1 files changed, 57 insertions, 3 deletions

diff --git a/compiler/typecheck/TcPatSyn.hs b/compiler/typecheck/TcPatSyn.hs
index a2406df319..8f59e39a4f 100644
--- a/compiler/typecheck/TcPatSyn.hs
+++ b/compiler/typecheck/TcPatSyn.hs
@@ -41,6 +41,8 @@ import TcBinds
 import BasicTypes
 import TcSimplify
 import TcUnify
+import Type( PredTree(..), EqRel(..), classifyPredType )
+import TysWiredIn
 import TcType
 import TcEvidence
 import BuildTyCl
@@ -52,6 +54,7 @@ import FieldLabel
 import Bag
 import Util
 import ErrUtils
+import Data.Maybe( mapMaybe )
 import Control.Monad ( zipWithM )
 import Data.List( partition )
 
@@ -157,8 +160,9 @@ tcInferPatSynDecl (PSB { psb_id = lname@(L _ name), psb_args = details
 
        ; prov_dicts <- mapM zonkId prov_dicts
        ; let filtered_prov_dicts = mkMinimalBySCs evVarPred prov_dicts
-             prov_theta = map evVarPred filtered_prov_dicts
              -- Filtering: see Note [Remove redundant provided dicts]
+             (prov_theta, prov_evs)
+                 = unzip (mapMaybe mkProvEvidence filtered_prov_dicts)
 
        -- Report bad universal type variables
        -- See Note [Type variables whose kind is captured]
@@ -181,12 +185,38 @@ tcInferPatSynDecl (PSB { psb_id = lname@(L _ name), psb_args = details
                           (mkTyVarBinders Inferred univ_tvs
                             , req_theta,  ev_binds, req_dicts)
                           (mkTyVarBinders Inferred ex_tvs
-                            , mkTyVarTys ex_tvs, prov_theta
-                            , map (EvExpr . evId) filtered_prov_dicts)
+                            , mkTyVarTys ex_tvs, prov_theta, prov_evs)
                           (map nlHsVar args, map idType args)
                           pat_ty rec_fields } }
 tcInferPatSynDecl (XPatSynBind _) = panic "tcInferPatSynDecl"
 
+mkProvEvidence :: EvId -> Maybe (PredType, EvTerm)
+-- See Note [Equality evidence in pattern synonyms]
+mkProvEvidence ev_id
+  | EqPred r ty1 ty2 <- classifyPredType pred
+  , let k1 = typeKind ty1
+        k2 = typeKind ty2
+        is_homo = k1 `tcEqType` k2
+        homo_tys   = [k1, ty1, ty2]
+        hetero_tys = [k1, k2, ty1, ty2]
+  = case r of
+      ReprEq | is_homo
+             -> Just ( mkClassPred coercibleClass    homo_tys
+                     , evDataConApp coercibleDataCon homo_tys eq_con_args )

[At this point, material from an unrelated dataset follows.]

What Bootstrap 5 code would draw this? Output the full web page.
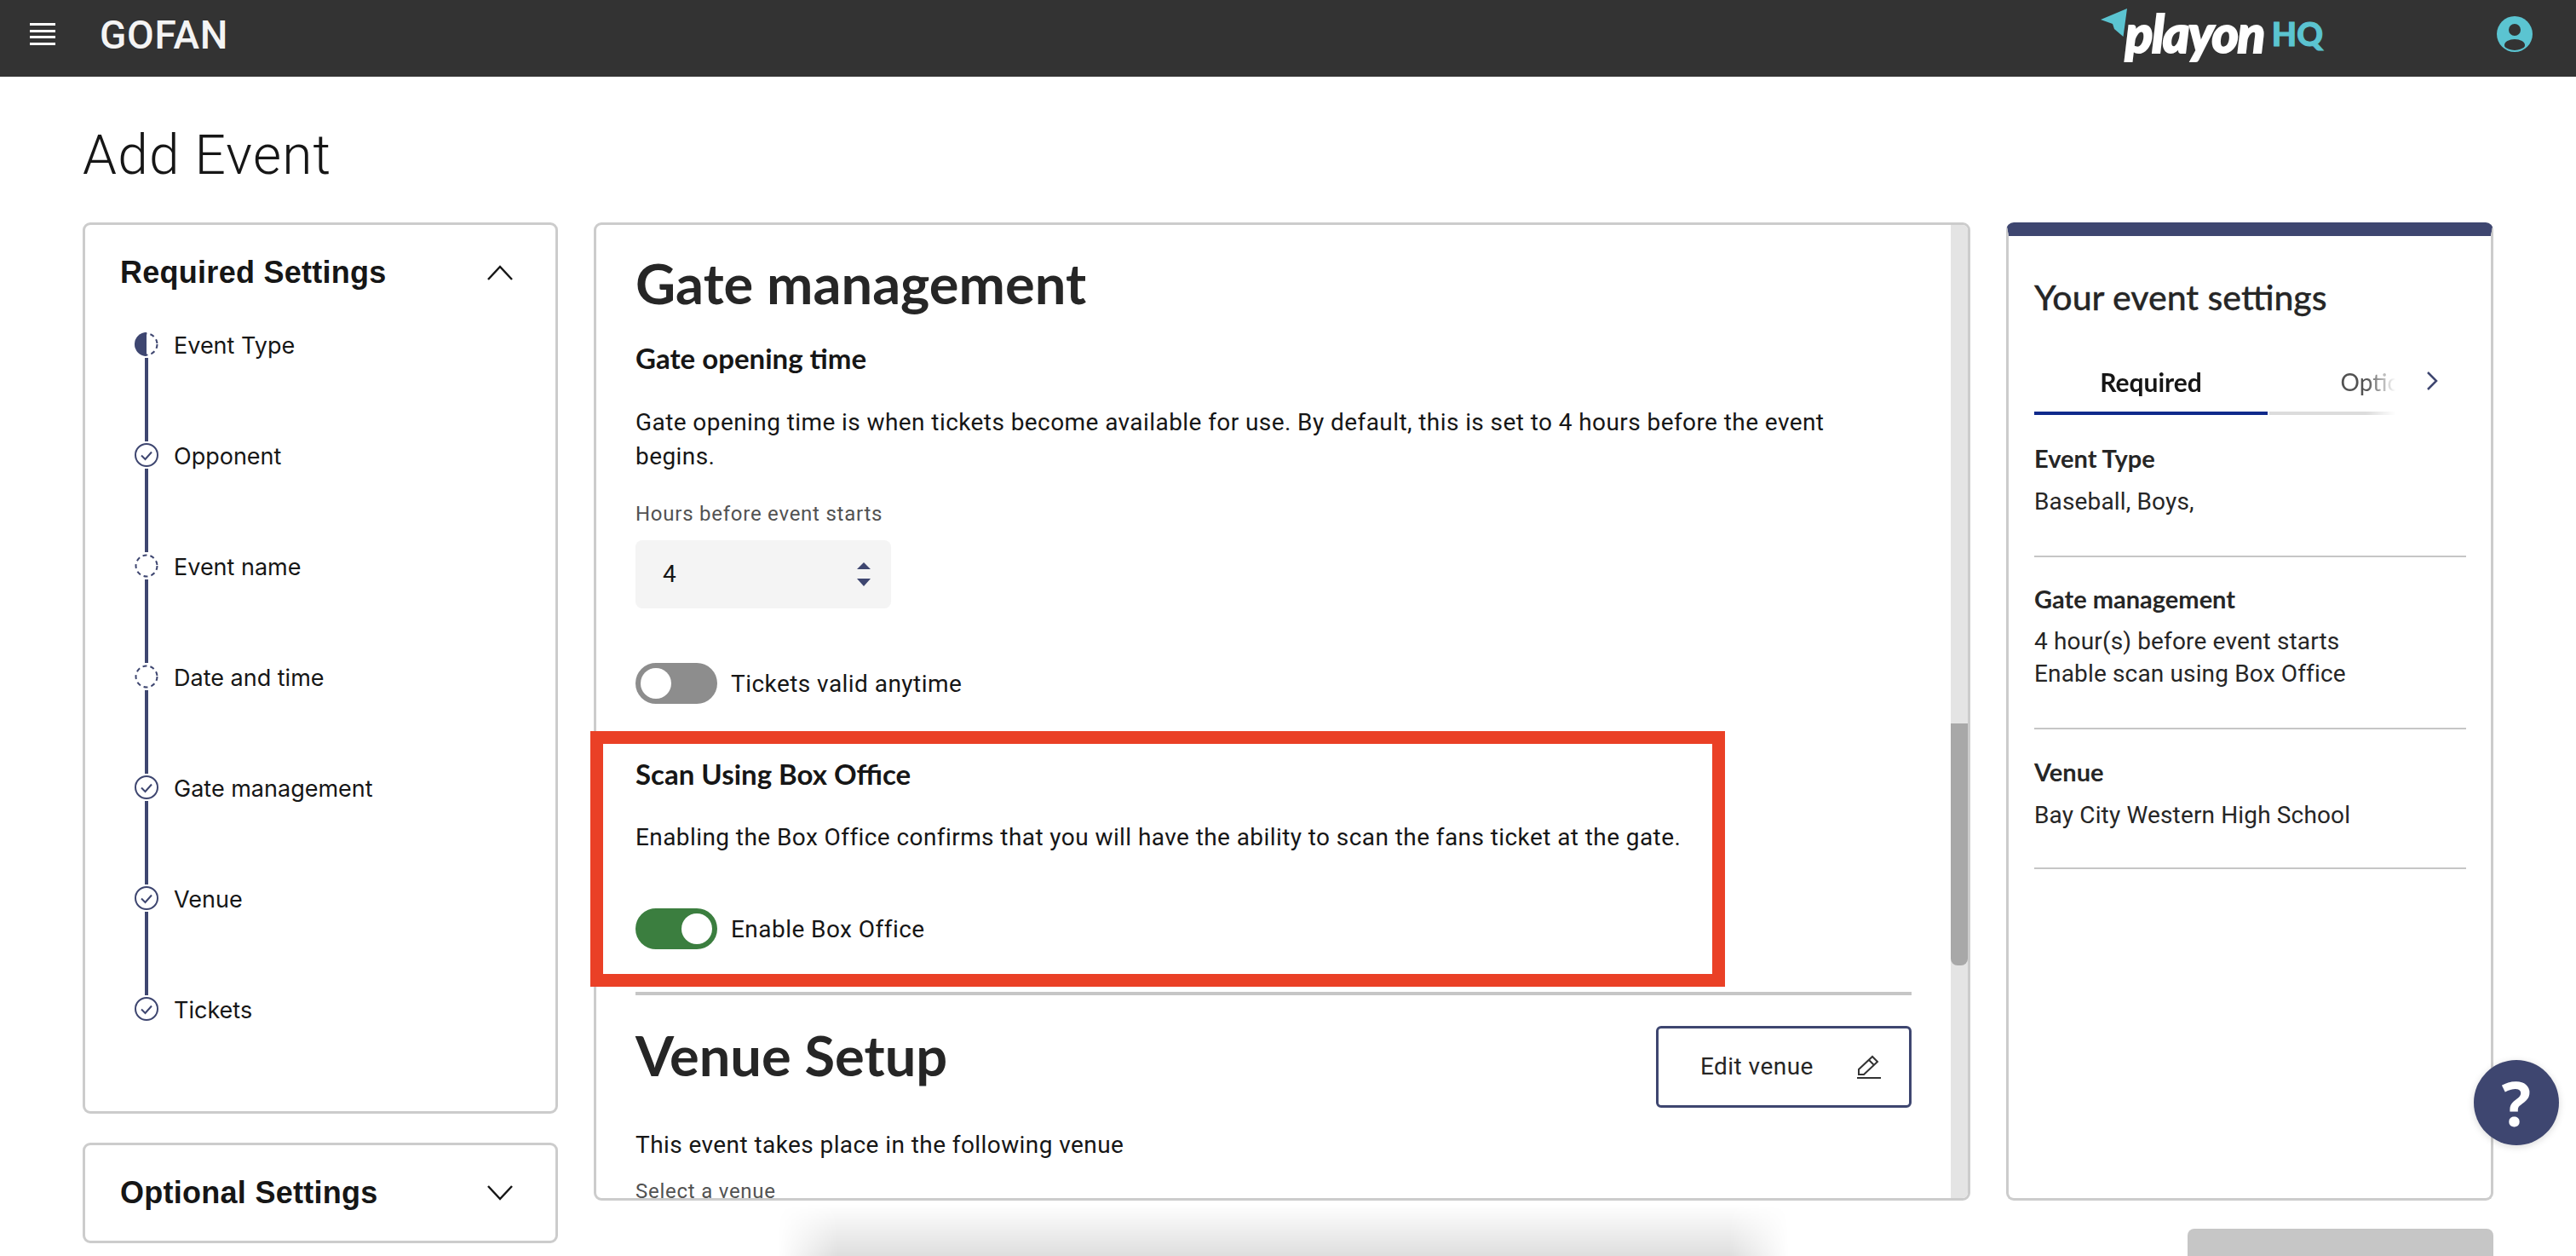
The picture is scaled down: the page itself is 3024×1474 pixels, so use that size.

+             | otherwise -> Nothing
+      NomEq  | is_homo
+             -> Just ( mkClassPred eqClass    homo_tys
+                     , evDataConApp eqDataCon homo_tys eq_con_args )
+             | otherwise
+             -> Just ( mkClassPred heqClass    hetero_tys
+                     , evDataConApp heqDataCon hetero_tys eq_con_args )
+
+  | otherwise
+  = Just (pred, EvExpr (evId ev_id))
+  where
+    pred = evVarPred ev_id
+    eq_con_args = [evId ev_id]
+
 badUnivTvErr :: [TyVar] -> TyVar -> TcM ()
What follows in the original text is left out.